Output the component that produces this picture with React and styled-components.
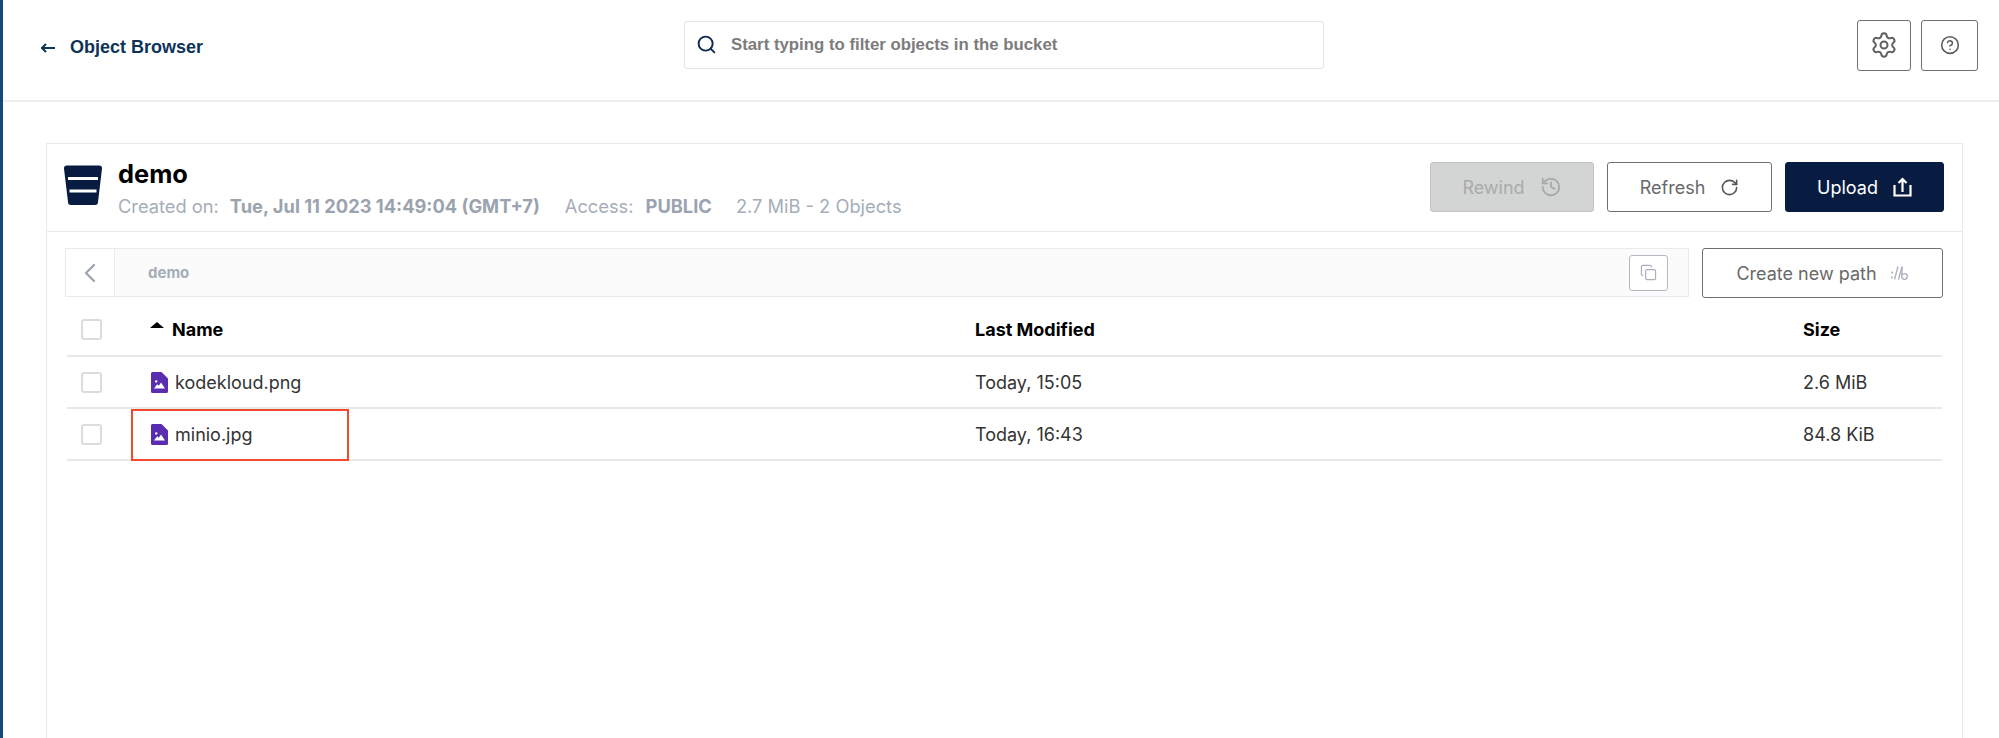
import React from "react";
import styled, { createGlobalStyle } from "styled-components";
import { Settings, CircleHelp, History, RotateCw, Copy, ChevronLeft, Search } from "lucide-react";

const Global = createGlobalStyle`
  html, body { margin: 0; padding: 0; background: #fff; }
  body { font-family: Inter, "Liberation Sans", sans-serif; overflow: hidden; }
  * { box-sizing: border-box; }
`;

const Page = styled.div`
  width: 1999px; height: 738px; border-left: 3px solid #12497c;
  display: flex; flex-direction: column; overflow: hidden; background: #fff;
`;
const TopBar = styled.header`
  height: 102px; flex: none; display: flex; align-items: center;
  border-bottom: 2px solid #eeeeee; padding: 0 21px 3px 38px;
`;
const BackLink = styled.div`
  width: 643px; display: flex; align-items: center; gap: 15px; margin-top: -2px;
  font: 700 18px "Liberation Sans", sans-serif; color: #0e3358;
`;
const SearchBox = styled.div`
  width: 640px; height: 48px; border: 1px solid #e4e4e4; border-radius: 3px;
  display: flex; align-items: center; gap: 14px; padding: 0 11px; margin-top: -8px;
  font: 700 16.8px "Liberation Sans", sans-serif; color: #7c7c7c;
`;
const TopActions = styled.div`margin-left: auto; display: flex; gap: 10px; margin-top: -7px;`;
const IconButton = styled.button`
  width: ${p => p.$w}px; height: 51px; padding: 0; background: #fff; color: #5f5f5f;
  border: 1.5px solid #6f6f6f; border-radius: 3px; display: flex; align-items: center; justify-content: center;
`;
const Main = styled.main`flex: 1; min-height: 0; padding: 41px 36px 0 43px;`;
const Card = styled.section`
  position: relative; height: 100%; border: 1px solid #eaeaea; border-bottom: none;
`;
const CardHead = styled.div`
  height: 88px; display: flex; justify-content: space-between; padding: 18px 18px 0 17px;
  border-bottom: 1px solid #eaeaea;
`;
const Identity = styled.div`display: flex; gap: 16px;`;
const BucketMark = styled.svg`width: 38px; height: 40px; margin-top: 3px; flex: none;`;
const TitleBlock = styled.div`display: flex; flex-direction: column; margin-top: -3px;`;
const Title = styled.h1`margin: 0; font: 700 25.4px/29px Inter, sans-serif; color: #000;`;
const Meta = styled.div`
  display: flex; margin-top: 7px; font: 400 18.3px/22px Inter, sans-serif; color: #a5adb8;
`;
const MetaLabel = styled.span`margin-right: ${p => p.$gap}px;`;
const MetaValue = styled.b`font-weight: 700; color: #9ba3af; margin-right: ${p => p.$gap}px;`;
const ButtonRow = styled.div`display: flex; gap: 13px;`;
const ActionButton = styled.button`
  width: ${p => p.$w}px; height: 50px; border-radius: 3px; display: flex; align-items: center;
  justify-content: center; gap: 15px; font: 400 18px Inter, sans-serif; padding: 0;
  background: ${p => p.$variant === "primary" ? "#081c42" : p.$variant === "disabled" ? "#d3d5d4" : "#fff"};
  color: ${p => p.$variant === "primary" ? "#fff" : p.$variant === "disabled" ? "#a8abaa" : "#696969"};
  border: 1.5px solid ${p => p.$variant === "primary" ? "#081c42" : p.$variant === "disabled" ? "#c3c5c4" : "#6f6f6f"};
`;
const PathRow = styled.div`display: flex; gap: 13px; padding: 16px 19px 0 18px;`;
const Breadcrumb = styled.div`
  flex: 1; height: 49px; display: flex; align-items: center; background: #fbfbfb;
  border: 1px solid #eaeaea;
`;
const BackCell = styled.div`
  width: 49px; height: 100%; border-right: 1px solid #eaeaea; background: #fff; color: #9aa3af;
  display: flex; align-items: center; justify-content: center;
`;
const Crumb = styled.span`flex: 1; padding-left: 33px; font: 700 15px Inter, sans-serif; color: #a5adb8;`;
const CopyButton = styled.div`
  width: 39px; height: 36px; margin-right: 20px; border: 1.5px solid #b3bac4; border-radius: 3px;
  display: flex; align-items: center; justify-content: center; color: #a9b0ba; background: #fff;
`;
const CreateButton = styled(ActionButton)`gap: 14px;`;
const Table = styled.div`margin: 0 20px;`;
const Row = styled.div`
  display: grid; grid-template-columns: 83px 825px 828px 1fr; align-items: center;
  height: ${p => p.$h}px; border-bottom: 2px solid #e9e9e9; padding-top: ${p => p.$pad}px;
  font: ${p => p.$head ? 700 : 400} 18px Inter, sans-serif; color: ${p => p.$head ? "#000" : "#333"};
`;
const Check = styled.span`
  display: block; width: 21px; height: 21px; margin-left: 14px; border: 2px solid #dcdcdc; border-radius: 3px; background: #fff;
`;
const NameCell = styled.div`
  display: flex; align-items: center; gap: ${p => p.$gap}px; padding-left: ${p => p.$indent}px;
`;
const Caret = styled.span`
  width: 0; height: 0; margin-top: -9px; border-left: 7px solid transparent; border-right: 7px solid transparent;
  border-bottom: 6px solid #000;
`;
const FileName = styled.span``;
const Highlight = styled.div`
  position: absolute; left: 84px; top: 265px; width: 218px; height: 52px;
  border: 2px solid #f2492b; pointer-events: none;
`;

const FileIcon = () => (
  <svg width="17" height="21" viewBox="0 0 17 21">
    <path fill="#5a2db0" d="M1.5 0H10.5L17 6.5V19.5a1.5 1.5 0 0 1-1.5 1.5H1.5A1.5 1.5 0 0 1 0 19.5V1.5A1.5 1.5 0 0 1 1.5 0Z" />
    <path fill="#fff" d="M3 16.5L6.2 12.3L7.8 13.8L10 10.5L14 16.5Z" />
    <circle cx="5.2" cy="9.4" r="1.2" fill="#fff" />
  </svg>
);

const files = [
  { name: "kodekloud.png", date: "Today, 15:05", size: "2.6 MiB" },
  { name: "minio.jpg", date: "Today, 16:43", size: "84.8 KiB" },
];

export default function App() {
  return (
    <Page>
      <Global />
      <TopBar>
        <BackLink>
          <svg width="14" height="10" viewBox="0 0 14 10"><path d="M5 1 1 5l4 4M1 5h13" fill="none" stroke="#0e3358" strokeWidth="2" /></svg>
          Object Browser
        </BackLink>
        <SearchBox>
          <Search size={21} color="#0f2a52" strokeWidth={2.2} />
          Start typing to filter objects in the bucket
        </SearchBox>
        <TopActions>
          <IconButton $w={54}><Settings size={28} strokeWidth={1.7} /></IconButton>
          <IconButton $w={57}><CircleHelp size={20} strokeWidth={1.9} /></IconButton>
        </TopActions>
      </TopBar>
      <Main>
        <Card>
          <CardHead>
            <Identity>
              <BucketMark viewBox="0 0 38 40">
                <path fill="#081c42" d="M3 0.5H35a3 3 0 0 1 3 3.2L34 37a3 3 0 0 1-3 3H7a3 3 0 0 1-3-3L0 3.7A3 3 0 0 1 3 0.5Z" />
                <rect x="4" y="12" width="30" height="3" fill="#fff" />
                <rect x="5.5" y="24.5" width="27" height="3" fill="#fff" />
              </BucketMark>
              <TitleBlock>
                <Title>demo</Title>
                <Meta>
                  <MetaLabel $gap={11}>Created on:</MetaLabel>
                  <MetaValue $gap={25}>Tue, Jul 11 2023 14:49:04 (GMT+7)</MetaValue>
                  <MetaLabel $gap={12}>Access:</MetaLabel>
                  <MetaValue $gap={24}>PUBLIC</MetaValue>
                  <span>2.7 MiB - 2 Objects</span>
                </Meta>
              </TitleBlock>
            </Identity>
            <ButtonRow>
              <ActionButton $w={164} $variant="disabled">Rewind <History size={22} strokeWidth={2} /></ActionButton>
              <ActionButton $w={165}>Refresh <RotateCw size={19} strokeWidth={2} color="#555" /></ActionButton>
              <ActionButton $w={159} $variant="primary">
                Upload
                <svg width="19" height="20" viewBox="0 0 19 20" fill="none" stroke="#fff" strokeWidth="2.2">
                  <path d="M1.5 8v10.5h16V8M9.5 15V2M5.5 6l4-4 4 4" />
                </svg>
              </ActionButton>
            </ButtonRow>
          </CardHead>
          <PathRow>
            <Breadcrumb>
              <BackCell><ChevronLeft size={32} strokeWidth={1.7} /></BackCell>
              <Crumb>demo</Crumb>
              <CopyButton><Copy size={17} strokeWidth={1.7} /></CopyButton>
            </Breadcrumb>
            <CreateButton $w={241}>
              Create new path
              <svg width="18" height="16" viewBox="0 0 18 16" fill="none" stroke="#a9b0ba" strokeWidth="1.3">
                <path d="M7 1.5 3.5 14.5M11 1.5 7.5 14.5" />
                <path d="M1 7.5h.1M.7 12.5h.1" strokeWidth="2" strokeLinecap="round" />
                <circle cx="13.5" cy="11.5" r="2.8" />
                <path d="M11.2 2 10.8 10" />
              </svg>
            </CreateButton>
          </PathRow>
          <Table>
            <Row $head $h={59} $pad={5}>
              <Check />
              <NameCell $gap={8} $indent={0}><Caret /><span>Name</span></NameCell>
              <span>Last Modified</span>
              <span>Size</span>
            </Row>
            {files.map(f => (
              <Row key={f.name} $h={52} $pad={0}>
                <Check />
                <NameCell $gap={7} $indent={1}><FileIcon /><FileName>{f.name}</FileName></NameCell>
                <span>{f.date}</span>
                <span>{f.size}</span>
              </Row>
            ))}
          </Table>
          <Highlight />
        </Card>
      </Main>
    </Page>
  );
}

********************

• _SHORT TASK_: Return exactly what appears from the opening line of the material through the line with "Copy, ChevronLeft, Search", apart from the pictures.

• _SOLUTION_:
Output the component that produces this picture with React and styled-components.
import React from "react";
import styled, { createGlobalStyle } from "styled-components";
import { Settings, CircleHelp, History, RotateCw, Copy, ChevronLeft, Search } from "lucide-react";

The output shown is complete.